Cleary gaining support in Wills

April 8, 1992
Issue 

By Peter Boyle

MELBOURNE — Although there will be 22 candidates on the ballot paper when the Wills by-election takes place on April 11, one progressive independent, Coburg football coach Phil Cleary, believes he has a chance of beating the major parties. He has been getting substantial and generally favourable press coverage.

With a week of campaigning to go, Cleary told Green Left he was confident that he had already secured between 15 and 17% of the vote, and his campaign was still "gathering momentum".
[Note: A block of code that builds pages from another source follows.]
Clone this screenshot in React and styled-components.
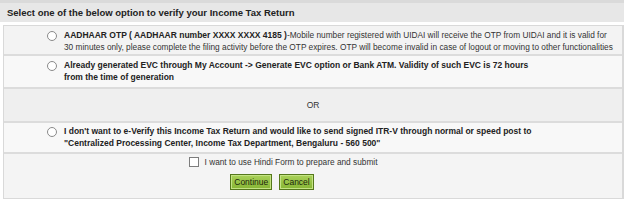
import styled, { createGlobalStyle } from 'styled-components'

const Global = createGlobalStyle`
    body {
        margin: 0;
        background: #ffffff;
        font-family: "Liberation Sans", Arial, sans-serif;
    }
`

const Panel = styled.div`
    width: 624px;
    background: #ffffff;
`

const Heading = styled.div`
    background: #e7e7e7;
    border-top: 3px solid #dadada;
    height: 19px;
    padding-left: 7px;
    display: flex;
    align-items: center;
    font-size: 9.5px;
    font-weight: bold;
    color: #222;
    margin-bottom: 3px;
`

const Table = styled.div`
    margin-left: 3px;
    border: 1px solid #d9d9d9;
    border-right-width: 2px;
    display: flex;
    flex-direction: column;
`

const Option = styled.label`
    display: flex;
    align-items: flex-start;
    gap: 7px;
    padding: ${p => p.$pad || '4px'} 0 0 43px;
    height: ${p => p.$h}px;
    box-sizing: border-box;
    background: ${p => p.$bg || '#f3f3f3'};
    border-bottom: 2px solid #dcdcdc;
    font-size: 8.3px;
    line-height: 11.5px;
    color: #333;
    white-space: nowrap;
`

const Radio = styled.span`
    flex: none;
    width: 8px;
    height: 8px;
    margin-top: 1px;
    border: 1px solid #8a8a8a;
    border-radius: 50%;
    background: #fff;
`

const Text = styled.div`
    b {
        color: #222;
        font-size: 8.5px;
    }
`

const OrRow = styled.div`
    height: 32px;
    display: flex;
    align-items: center;
    justify-content: center;
    background: #efefef;
    border-bottom: 2px solid #dcdcdc;
    font-size: 8.5px;
    color: #333;
`

const Footer = styled.div`
    height: 44px;
    display: flex;
    flex-direction: column;
    align-items: center;
    padding: 3px 60px 0 0;
    box-sizing: border-box;
    background: #f4f4f4;
`

const CheckRow = styled.label`
    display: flex;
    align-items: center;
    gap: 6px;
    font-size: 8.3px;
    color: #333;
`

const Box = styled.span`
    width: 8px;
    height: 8px;
    border: 1px solid #7d7d7d;
    background: #fff;
`

const Buttons = styled.div`
    display: flex;
    gap: 7px;
    margin: 7px 22px 0 0;
`

const Button = styled.button`
    height: 16px;
    padding: 0 3px;
    border: 1px solid #55781c;
    background: linear-gradient(#aad25a, #86b534);
    font-family: "Liberation Sans", Arial, sans-serif;
    font-size: 8.5px;
    color: #1b260b;
    box-shadow: inset 0 0 0 1px #c4e384;
`

const App = () => {
    return (
        <Panel>
            <Global />
            <Heading>Select one of the below option to verify your Income Tax Return</Heading>
            <Table>
                <Option $h={30}>
                    <Radio />
                    <Text>
                        <b>AADHAAR OTP ( AADHAAR number XXXX XXXX 4185 )</b>-Mobile number registered with UIDAI will receive the OTP from UIDAI and it is valid for
                        <br />
                        30 minutes only, please complete the filing activity before the OTP expires. OTP will become invalid in case of logout or moving to other functionalities
                    </Text>
                </Option>
                <Option $h={33} $bg="#f8f8f8" $pad="4px">
                    <Radio />
                    <Text>
                        <b>Already generated EVC through My Account -&gt; Generate EVC option or Bank ATM. Validity of such EVC is 72 hours
                        <br />
                        from the time of generation</b>
                    </Text>
                </Option>
                <OrRow>OR</OrRow>
                <Option $h={31} $bg="#f8f8f8" $pad="3px">
                    <Radio />
                    <Text>
                        <b>I don't want to e-Verify this Income Tax Return and would like to send signed ITR-V through normal or speed post to
                        <br />
                        "Centralized Processing Center, Income Tax Department, Bengaluru - 560 500"</b>
                    </Text>
                </Option>
                <Footer>
                    <CheckRow>
                        <Box />
                        I want to use Hindi Form to prepare and submit
                    </CheckRow>
                    <Buttons>
                        <Button>Continue</Button>
                        <Button>Cancel</Button>
                    </Buttons>
                </Footer>
            </Table>
        </Panel>
    )
}

export default App
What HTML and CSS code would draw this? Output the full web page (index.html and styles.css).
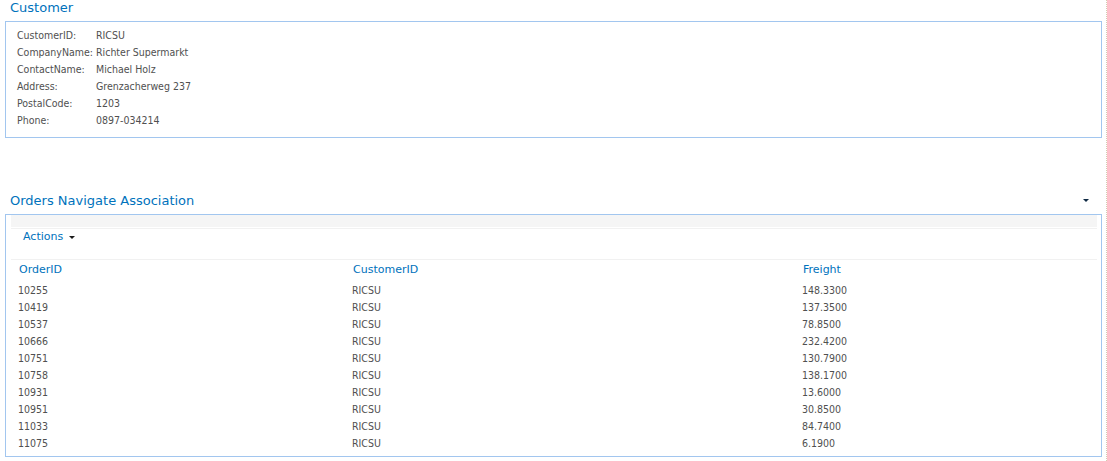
FILE: index.html
```html
<!DOCTYPE html>
<html>
<head>
<meta charset="utf-8">
<link rel="stylesheet" href="styles.css">
</head>
<body>
<div class="page">
  <div class="title">Customer</div>
  <div class="box details">
    <dl class="fields">
      <dt>CustomerID:</dt><dd>RICSU</dd>
      <dt>CompanyName:</dt><dd>Richter Supermarkt</dd>
      <dt>ContactName:</dt><dd>Michael Holz</dd>
      <dt>Address:</dt><dd>Grenzacherweg 237</dd>
      <dt>PostalCode:</dt><dd>1203</dd>
      <dt>Phone:</dt><dd>0897-034214</dd>
    </dl>
  </div>

  <div class="title title-orders">
    <span>Orders Navigate Association</span>
    <span class="caret dark"></span>
  </div>
  <div class="box orders">
    <div class="strip"></div>
    <div class="actions"><span>Actions</span><span class="caret"></span></div>
    <table class="grid">
      <colgroup><col class="c1"><col class="c2"><col class="c3"></colgroup>
      <thead>
        <tr><th>OrderID</th><th>CustomerID</th><th>Freight</th></tr>
      </thead>
      <tbody>
        <tr><td>10255</td><td>RICSU</td><td>148.3300</td></tr>
        <tr><td>10419</td><td>RICSU</td><td>137.3500</td></tr>
        <tr><td>10537</td><td>RICSU</td><td>78.8500</td></tr>
        <tr><td>10666</td><td>RICSU</td><td>232.4200</td></tr>
        <tr><td>10751</td><td>RICSU</td><td>130.7900</td></tr>
        <tr><td>10758</td><td>RICSU</td><td>138.1700</td></tr>
        <tr><td>10931</td><td>RICSU</td><td>13.6000</td></tr>
        <tr><td>10951</td><td>RICSU</td><td>30.8500</td></tr>
        <tr><td>11033</td><td>RICSU</td><td>84.7400</td></tr>
        <tr><td>11075</td><td>RICSU</td><td>6.1900</td></tr>
      </tbody>
    </table>
  </div>
</div>
</body>
</html>
```

FILE: styles.css
```css
html, body {
  margin: 0;
  padding: 0;
  background: #fff;
}
body {
  font-family: "DejaVu Sans Condensed", "DejaVu Sans", sans-serif;
  font-size: 10.5px;
  color: #505050;
}
.page {
  width: 1106px;
  min-height: 461px;
  border-right: 1px dotted #d5cbb0;
}
.title {
  font-family: "DejaVu Sans", sans-serif;
  font-size: 13px;
  color: #0072bc;
  height: 21px;
  line-height: 15px;
  padding-left: 10px;
}
.title-orders {
  margin-top: 55px;
  display: flex;
  justify-content: space-between;
  align-items: flex-start;
  padding-right: 17px;
}
.box {
  margin: 0 4px 0 5px;
  border: 1px solid #a2c6ef;
}
.details {
  padding: 5px 0 8px 11px;
}
.fields {
  margin: 0;
  display: grid;
  grid-template-columns: 79px 1fr;
  line-height: 17px;
}
.fields dt, .fields dd {
  margin: 0;
}
.caret {
  display: inline-block;
  width: 0;
  height: 0;
  border-left: 3px solid transparent;
  border-right: 3px solid transparent;
  border-top: 3px solid #1a1a1a;
}
.caret.dark {
  margin-top: 6px;
  border-top-color: #0f2a44;
}
.orders {
  padding: 0 4px 4px 5px;
}
.strip {
  height: 12px;
  background: #f5f5f5;
  margin-bottom: 1px;
}
.actions {
  border-top: 1px solid #f1f1f1;
  border-bottom: 1px solid #f1f1f1;
  height: 32px;
  box-sizing: border-box;
  padding-left: 12px;
  line-height: 15px;
  color: #0072bc;
  font-family: "DejaVu Sans", sans-serif;
  font-size: 11px;
  display: flex;
  align-items: flex-start;
  gap: 6px;
}
.actions .caret {
  margin-top: 7px;
}
.grid {
  width: 100%;
  table-layout: fixed;
  border-collapse: collapse;
}
.grid .c1 { width: 334px; }
.grid .c2 { width: 450px; }
.grid th {
  font-family: "DejaVu Sans", sans-serif;
  font-size: 11px;
  font-weight: normal;
  color: #0072bc;
  text-align: left;
  padding: 1px 0 4px 8px;
  line-height: 17px;
}
.grid td {
  padding: 0 0 0 7px;
  line-height: 17px;
  height: 17px;
}
```
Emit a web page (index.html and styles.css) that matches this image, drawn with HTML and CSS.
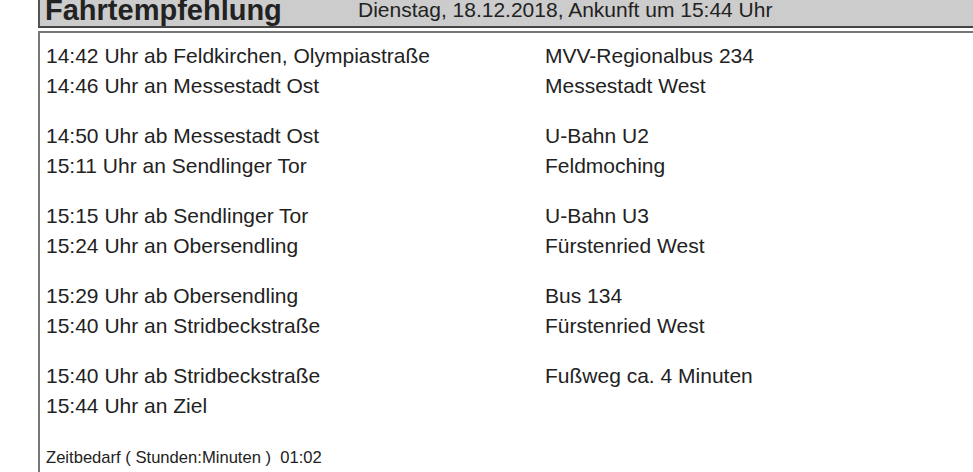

Perhaps borrowing from his experience on the football field, Cleary's campaign strategy is focussed on a dogged attack on "economic rationalism", as he promised when he announced his candidacy at the last possible moment:

"I felt I had a positive duty to offer the people of Wills an alternative to the two parties that are dominating the political scene at the moment. Their policies — economic rationalism, level playing fields, reduction of tariffs — are doing nothing for the people of Wills or for the people of Australia. Manufacturing industry has been decimated. There's 20% unemployment in Wills, and the place is in a state of depression.

"If elected, I will be pushing to have those policies altered, and push forward some notions of social justice for the people that are struggling out here."

Cleary says a major difficulty for his campaign is that he doesn't have the support of a party. "It is a chance to test the water. And the support out there from ordinary people is just magnificent. I think we are on the verge of a new social movement. People who are disenchanted with the Labor Party realise that the Liberal Party offers nothing. The goods and services tax will make even bread and butter more expensive on the average table. That won't work.

"The Labor Party's policies have this obsession with economic rationalism. But the bureaucrats in Canberra are on notice, from today, that the people of Wills won't stand for this any longer."

Tackling unemployment is Cleary's priority. He summarises his economic program as: "The resumption of tariff protection, stimulation of manufacturing, creative industry policy, the injection of money, more serious government intervention in the economy ... this is the prevailing mood, this is the alternative."

Cleary is proud that his full-on assault on the "level-playing field myth" made Paul Keating temporarily "baulk on tariff reduction" in recent parliamentary debate. He concedes that the Labor government hasn't changed its mind on the issue but says it is "forced to make the right sounds".

"I'm in the contest to win it. It is not simply a protest vote", says Cleary. But he acknowledges two possible dynamics from a successful campaign. "The momentum from my campaign has both the eform in the Labor Party as well as to help build an alternative to Labor", he said.

"Under Labor income discrepancies have grown, and Labor has plenty to answer for. But there are some good people still in the Labor Party and the divisions in the ALP about whether or not to give me first preference reflects this."

Cleary opposes the GST, the Accord (which he called a "system of keeping wages under control") and recent calls to cut immigration. He was an activist in the anti-Gulf War and anti-apartheid movements, campaigned for the extension of the Upfield railway line, women's and gay and lesbian rights and defended the Builders Labourers Federation against deregistration. He promises to continue as football coach for Coburg even if elected. His preferences go to the Democrats, followed by Bob Lewis, and he places Labor ahead of the Liberals.